### [Problem]
Exactly reproduce the entries, dropping any pictures from your copy.

* BEGIN Data listing *

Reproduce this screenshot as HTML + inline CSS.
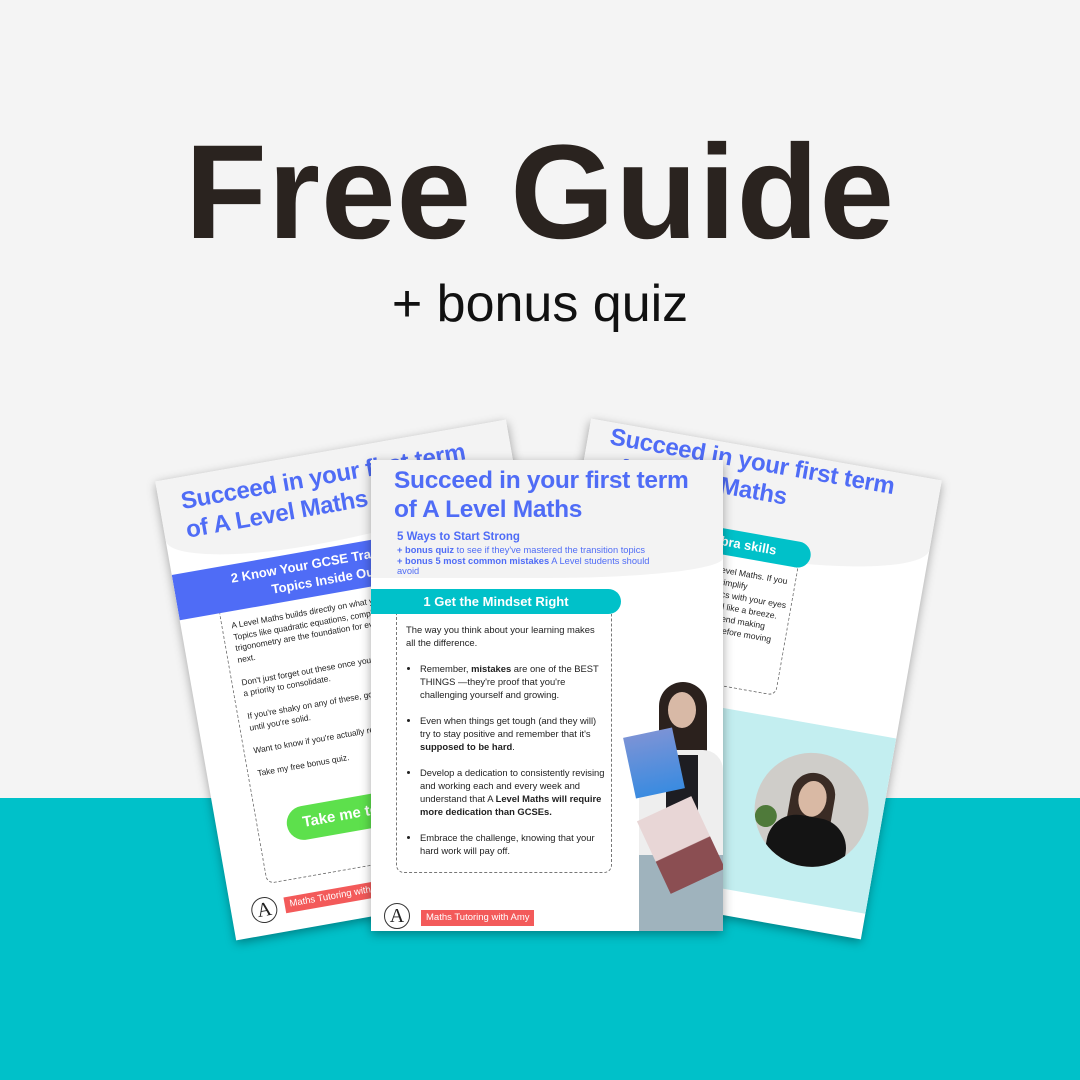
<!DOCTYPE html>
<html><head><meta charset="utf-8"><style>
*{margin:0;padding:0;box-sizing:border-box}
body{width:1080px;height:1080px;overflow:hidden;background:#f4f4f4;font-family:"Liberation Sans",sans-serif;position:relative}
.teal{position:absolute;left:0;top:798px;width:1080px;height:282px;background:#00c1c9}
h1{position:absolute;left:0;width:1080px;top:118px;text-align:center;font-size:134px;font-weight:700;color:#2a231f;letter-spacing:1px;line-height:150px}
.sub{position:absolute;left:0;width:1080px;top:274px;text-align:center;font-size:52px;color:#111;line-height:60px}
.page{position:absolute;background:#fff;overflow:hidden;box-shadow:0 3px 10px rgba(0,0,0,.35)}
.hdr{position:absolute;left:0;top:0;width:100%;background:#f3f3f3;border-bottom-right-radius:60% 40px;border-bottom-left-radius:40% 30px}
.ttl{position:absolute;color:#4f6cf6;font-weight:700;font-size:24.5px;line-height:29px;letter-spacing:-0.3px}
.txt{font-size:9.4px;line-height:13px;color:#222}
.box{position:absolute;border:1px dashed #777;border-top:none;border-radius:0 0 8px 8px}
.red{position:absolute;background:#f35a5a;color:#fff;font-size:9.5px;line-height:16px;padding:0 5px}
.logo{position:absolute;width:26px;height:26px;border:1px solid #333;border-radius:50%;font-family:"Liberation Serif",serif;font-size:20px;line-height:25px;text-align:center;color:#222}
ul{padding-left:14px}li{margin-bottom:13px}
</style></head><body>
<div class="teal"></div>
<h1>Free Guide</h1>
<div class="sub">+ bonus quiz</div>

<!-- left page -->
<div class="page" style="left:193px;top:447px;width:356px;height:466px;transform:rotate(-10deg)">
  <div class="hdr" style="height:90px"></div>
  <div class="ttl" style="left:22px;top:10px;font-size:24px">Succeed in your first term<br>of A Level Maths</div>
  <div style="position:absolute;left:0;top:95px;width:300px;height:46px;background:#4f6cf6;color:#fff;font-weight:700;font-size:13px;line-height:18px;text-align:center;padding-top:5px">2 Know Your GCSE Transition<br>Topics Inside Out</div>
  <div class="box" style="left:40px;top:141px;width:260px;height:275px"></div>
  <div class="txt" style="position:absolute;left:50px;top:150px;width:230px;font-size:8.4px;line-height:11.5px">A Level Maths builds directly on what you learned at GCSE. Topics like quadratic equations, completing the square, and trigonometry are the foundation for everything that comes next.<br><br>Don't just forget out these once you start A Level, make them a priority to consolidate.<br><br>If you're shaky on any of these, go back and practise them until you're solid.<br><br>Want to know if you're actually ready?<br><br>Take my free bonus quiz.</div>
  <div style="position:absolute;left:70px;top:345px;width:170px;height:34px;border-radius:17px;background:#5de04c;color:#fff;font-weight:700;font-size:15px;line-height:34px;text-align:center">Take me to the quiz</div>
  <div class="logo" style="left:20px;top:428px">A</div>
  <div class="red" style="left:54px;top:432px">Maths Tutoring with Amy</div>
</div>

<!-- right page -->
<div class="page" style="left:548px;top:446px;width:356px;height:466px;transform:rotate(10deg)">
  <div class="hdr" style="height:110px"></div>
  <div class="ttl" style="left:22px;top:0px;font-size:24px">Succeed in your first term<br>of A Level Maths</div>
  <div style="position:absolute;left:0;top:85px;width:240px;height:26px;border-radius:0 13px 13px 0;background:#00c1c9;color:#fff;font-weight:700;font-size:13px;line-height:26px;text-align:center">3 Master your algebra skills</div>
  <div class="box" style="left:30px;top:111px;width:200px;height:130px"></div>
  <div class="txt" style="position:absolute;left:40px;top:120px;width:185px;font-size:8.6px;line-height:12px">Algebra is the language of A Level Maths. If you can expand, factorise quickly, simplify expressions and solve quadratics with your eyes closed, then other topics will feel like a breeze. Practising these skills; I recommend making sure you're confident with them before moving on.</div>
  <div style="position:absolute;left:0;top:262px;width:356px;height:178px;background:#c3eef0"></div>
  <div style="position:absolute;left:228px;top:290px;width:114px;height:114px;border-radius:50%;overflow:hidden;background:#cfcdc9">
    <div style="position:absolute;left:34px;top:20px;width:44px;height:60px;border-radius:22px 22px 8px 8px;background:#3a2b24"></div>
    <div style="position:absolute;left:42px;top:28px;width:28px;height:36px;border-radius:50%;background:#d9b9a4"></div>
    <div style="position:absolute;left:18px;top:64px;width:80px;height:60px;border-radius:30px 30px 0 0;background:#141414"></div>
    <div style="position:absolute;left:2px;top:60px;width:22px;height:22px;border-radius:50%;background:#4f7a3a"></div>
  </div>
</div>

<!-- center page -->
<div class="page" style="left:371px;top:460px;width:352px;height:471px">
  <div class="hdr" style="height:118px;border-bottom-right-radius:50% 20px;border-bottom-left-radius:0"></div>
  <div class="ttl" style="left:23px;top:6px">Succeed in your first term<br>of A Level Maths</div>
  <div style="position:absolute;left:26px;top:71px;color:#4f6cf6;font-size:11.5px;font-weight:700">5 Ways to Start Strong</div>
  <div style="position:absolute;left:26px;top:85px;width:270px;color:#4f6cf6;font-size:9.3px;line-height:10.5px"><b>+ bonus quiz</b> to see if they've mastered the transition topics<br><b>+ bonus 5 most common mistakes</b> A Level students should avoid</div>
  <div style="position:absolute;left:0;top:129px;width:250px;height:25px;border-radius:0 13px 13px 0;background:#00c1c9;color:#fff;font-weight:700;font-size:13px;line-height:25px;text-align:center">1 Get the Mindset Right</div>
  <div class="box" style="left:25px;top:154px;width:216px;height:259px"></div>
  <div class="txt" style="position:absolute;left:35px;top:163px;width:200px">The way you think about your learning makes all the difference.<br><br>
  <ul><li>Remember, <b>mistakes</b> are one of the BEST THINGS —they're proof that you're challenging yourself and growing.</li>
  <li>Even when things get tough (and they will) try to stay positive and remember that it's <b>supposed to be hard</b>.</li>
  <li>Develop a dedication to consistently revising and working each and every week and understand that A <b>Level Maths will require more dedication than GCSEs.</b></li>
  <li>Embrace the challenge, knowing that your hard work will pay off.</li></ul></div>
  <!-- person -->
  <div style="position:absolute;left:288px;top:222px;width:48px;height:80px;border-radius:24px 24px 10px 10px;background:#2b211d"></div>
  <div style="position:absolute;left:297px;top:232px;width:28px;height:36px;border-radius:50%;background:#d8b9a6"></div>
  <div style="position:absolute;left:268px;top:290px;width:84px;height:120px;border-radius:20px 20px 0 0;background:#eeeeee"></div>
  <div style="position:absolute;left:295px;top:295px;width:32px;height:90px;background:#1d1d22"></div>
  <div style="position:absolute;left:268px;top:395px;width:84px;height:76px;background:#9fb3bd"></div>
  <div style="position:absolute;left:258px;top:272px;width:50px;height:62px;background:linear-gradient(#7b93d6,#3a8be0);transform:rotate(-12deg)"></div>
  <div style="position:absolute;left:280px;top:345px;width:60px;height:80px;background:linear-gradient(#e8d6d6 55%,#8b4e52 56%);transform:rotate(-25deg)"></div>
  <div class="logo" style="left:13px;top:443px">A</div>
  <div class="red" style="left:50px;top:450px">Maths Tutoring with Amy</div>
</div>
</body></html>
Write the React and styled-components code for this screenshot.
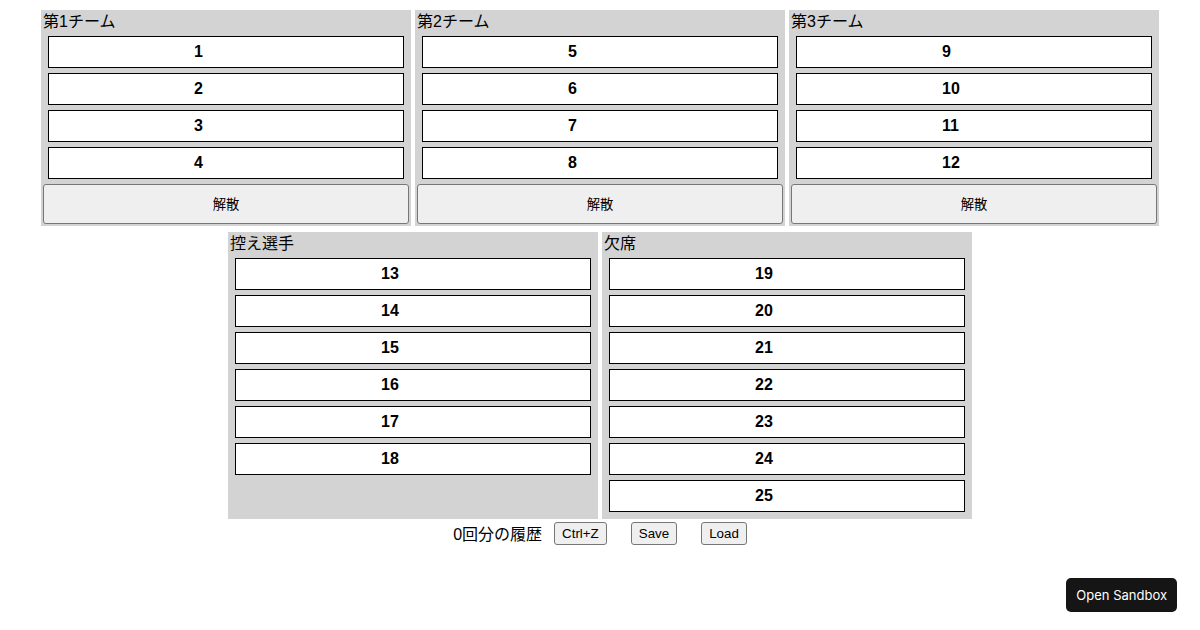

* END Data listing *

### [Answer for this exercise]
Reproduce this screenshot as HTML + inline CSS.
<!DOCTYPE html>
<html><head><meta charset="utf-8"><style>
*{margin:0;padding:0;box-sizing:border-box}
body{width:1080px;height:1080px;overflow:hidden;background:#f4f4f4;font-family:"Liberation Sans",sans-serif;position:relative}
.teal{position:absolute;left:0;top:798px;width:1080px;height:282px;background:#00c1c9}
h1{position:absolute;left:0;width:1080px;top:118px;text-align:center;font-size:134px;font-weight:700;color:#2a231f;letter-spacing:1px;line-height:150px}
.sub{position:absolute;left:0;width:1080px;top:274px;text-align:center;font-size:52px;color:#111;line-height:60px}
.page{position:absolute;background:#fff;overflow:hidden;box-shadow:0 3px 10px rgba(0,0,0,.35)}
.hdr{position:absolute;left:0;top:0;width:100%;background:#f3f3f3;border-bottom-right-radius:60% 40px;border-bottom-left-radius:40% 30px}
.ttl{position:absolute;color:#4f6cf6;font-weight:700;font-size:24.5px;line-height:29px;letter-spacing:-0.3px}
.txt{font-size:9.4px;line-height:13px;color:#222}
.box{position:absolute;border:1px dashed #777;border-top:none;border-radius:0 0 8px 8px}
.red{position:absolute;background:#f35a5a;color:#fff;font-size:9.5px;line-height:16px;padding:0 5px}
.logo{position:absolute;width:26px;height:26px;border:1px solid #333;border-radius:50%;font-family:"Liberation Serif",serif;font-size:20px;line-height:25px;text-align:center;color:#222}
ul{padding-left:14px}li{margin-bottom:13px}
</style></head><body>
<div class="teal"></div>
<h1>Free Guide</h1>
<div class="sub">+ bonus quiz</div>

<!-- left page -->
<div class="page" style="left:193px;top:447px;width:356px;height:466px;transform:rotate(-10deg)">
  <div class="hdr" style="height:90px"></div>
  <div class="ttl" style="left:22px;top:10px;font-size:24px">Succeed in your first term<br>of A Level Maths</div>
  <div style="position:absolute;left:0;top:95px;width:300px;height:46px;background:#4f6cf6;color:#fff;font-weight:700;font-size:13px;line-height:18px;text-align:center;padding-top:5px">2 Know Your GCSE Transition<br>Topics Inside Out</div>
  <div class="box" style="left:40px;top:141px;width:260px;height:275px"></div>
  <div class="txt" style="position:absolute;left:50px;top:150px;width:230px;font-size:8.4px;line-height:11.5px">A Level Maths builds directly on what you learned at GCSE. Topics like quadratic equations, completing the square, and trigonometry are the foundation for everything that comes next.<br><br>Don't just forget out these once you start A Level, make them a priority to consolidate.<br><br>If you're shaky on any of these, go back and practise them until you're solid.<br><br>Want to know if you're actually ready?<br><br>Take my free bonus quiz.</div>
  <div style="position:absolute;left:70px;top:345px;width:170px;height:34px;border-radius:17px;background:#5de04c;color:#fff;font-weight:700;font-size:15px;line-height:34px;text-align:center">Take me to the quiz</div>
  <div class="logo" style="left:20px;top:428px">A</div>
  <div class="red" style="left:54px;top:432px">Maths Tutoring with Amy</div>
</div>

<!-- right page -->
<div class="page" style="left:548px;top:446px;width:356px;height:466px;transform:rotate(10deg)">
  <div class="hdr" style="height:110px"></div>
  <div class="ttl" style="left:22px;top:0px;font-size:24px">Succeed in your first term<br>of A Level Maths</div>
  <div style="position:absolute;left:0;top:85px;width:240px;height:26px;border-radius:0 13px 13px 0;background:#00c1c9;color:#fff;font-weight:700;font-size:13px;line-height:26px;text-align:center">3 Master your algebra skills</div>
  <div class="box" style="left:30px;top:111px;width:200px;height:130px"></div>
  <div class="txt" style="position:absolute;left:40px;top:120px;width:185px;font-size:8.6px;line-height:12px">Algebra is the language of A Level Maths. If you can expand, factorise quickly, simplify expressions and solve quadratics with your eyes closed, then other topics will feel like a breeze. Practising these skills; I recommend making sure you're confident with them before moving on.</div>
  <div style="position:absolute;left:0;top:262px;width:356px;height:178px;background:#c3eef0"></div>
  <div style="position:absolute;left:228px;top:290px;width:114px;height:114px;border-radius:50%;overflow:hidden;background:#cfcdc9">
    <div style="position:absolute;left:34px;top:20px;width:44px;height:60px;border-radius:22px 22px 8px 8px;background:#3a2b24"></div>
    <div style="position:absolute;left:42px;top:28px;width:28px;height:36px;border-radius:50%;background:#d9b9a4"></div>
    <div style="position:absolute;left:18px;top:64px;width:80px;height:60px;border-radius:30px 30px 0 0;background:#141414"></div>
    <div style="position:absolute;left:2px;top:60px;width:22px;height:22px;border-radius:50%;background:#4f7a3a"></div>
  </div>
</div>

<!-- center page -->
<div class="page" style="left:371px;top:460px;width:352px;height:471px">
  <div class="hdr" style="height:118px;border-bottom-right-radius:50% 20px;border-bottom-left-radius:0"></div>
  <div class="ttl" style="left:23px;top:6px">Succeed in your first term<br>of A Level Maths</div>
  <div style="position:absolute;left:26px;top:71px;color:#4f6cf6;font-size:11.5px;font-weight:700">5 Ways to Start Strong</div>
  <div style="position:absolute;left:26px;top:85px;width:270px;color:#4f6cf6;font-size:9.3px;line-height:10.5px"><b>+ bonus quiz</b> to see if they've mastered the transition topics<br><b>+ bonus 5 most common mistakes</b> A Level students should avoid</div>
  <div style="position:absolute;left:0;top:129px;width:250px;height:25px;border-radius:0 13px 13px 0;background:#00c1c9;color:#fff;font-weight:700;font-size:13px;line-height:25px;text-align:center">1 Get the Mindset Right</div>
  <div class="box" style="left:25px;top:154px;width:216px;height:259px"></div>
  <div class="txt" style="position:absolute;left:35px;top:163px;width:200px">The way you think about your learning makes all the difference.<br><br>
  <ul><li>Remember, <b>mistakes</b> are one of the BEST THINGS —they're proof that you're challenging yourself and growing.</li>
  <li>Even when things get tough (and they will) try to stay positive and remember that it's <b>supposed to be hard</b>.</li>
  <li>Develop a dedication to consistently revising and working each and every week and understand that A <b>Level Maths will require more dedication than GCSEs.</b></li>
  <li>Embrace the challenge, knowing that your hard work will pay off.</li></ul></div>
  <!-- person -->
  <div style="position:absolute;left:288px;top:222px;width:48px;height:80px;border-radius:24px 24px 10px 10px;background:#2b211d"></div>
  <div style="position:absolute;left:297px;top:232px;width:28px;height:36px;border-radius:50%;background:#d8b9a6"></div>
  <div style="position:absolute;left:268px;top:290px;width:84px;height:120px;border-radius:20px 20px 0 0;background:#eeeeee"></div>
  <div style="position:absolute;left:295px;top:295px;width:32px;height:90px;background:#1d1d22"></div>
  <div style="position:absolute;left:268px;top:395px;width:84px;height:76px;background:#9fb3bd"></div>
  <div style="position:absolute;left:258px;top:272px;width:50px;height:62px;background:linear-gradient(#7b93d6,#3a8be0);transform:rotate(-12deg)"></div>
  <div style="position:absolute;left:280px;top:345px;width:60px;height:80px;background:linear-gradient(#e8d6d6 55%,#8b4e52 56%);transform:rotate(-25deg)"></div>
  <div class="logo" style="left:13px;top:443px">A</div>
  <div class="red" style="left:50px;top:450px">Maths Tutoring with Amy</div>
</div>
</body></html>
Write the React and styled-components code for this screenshot.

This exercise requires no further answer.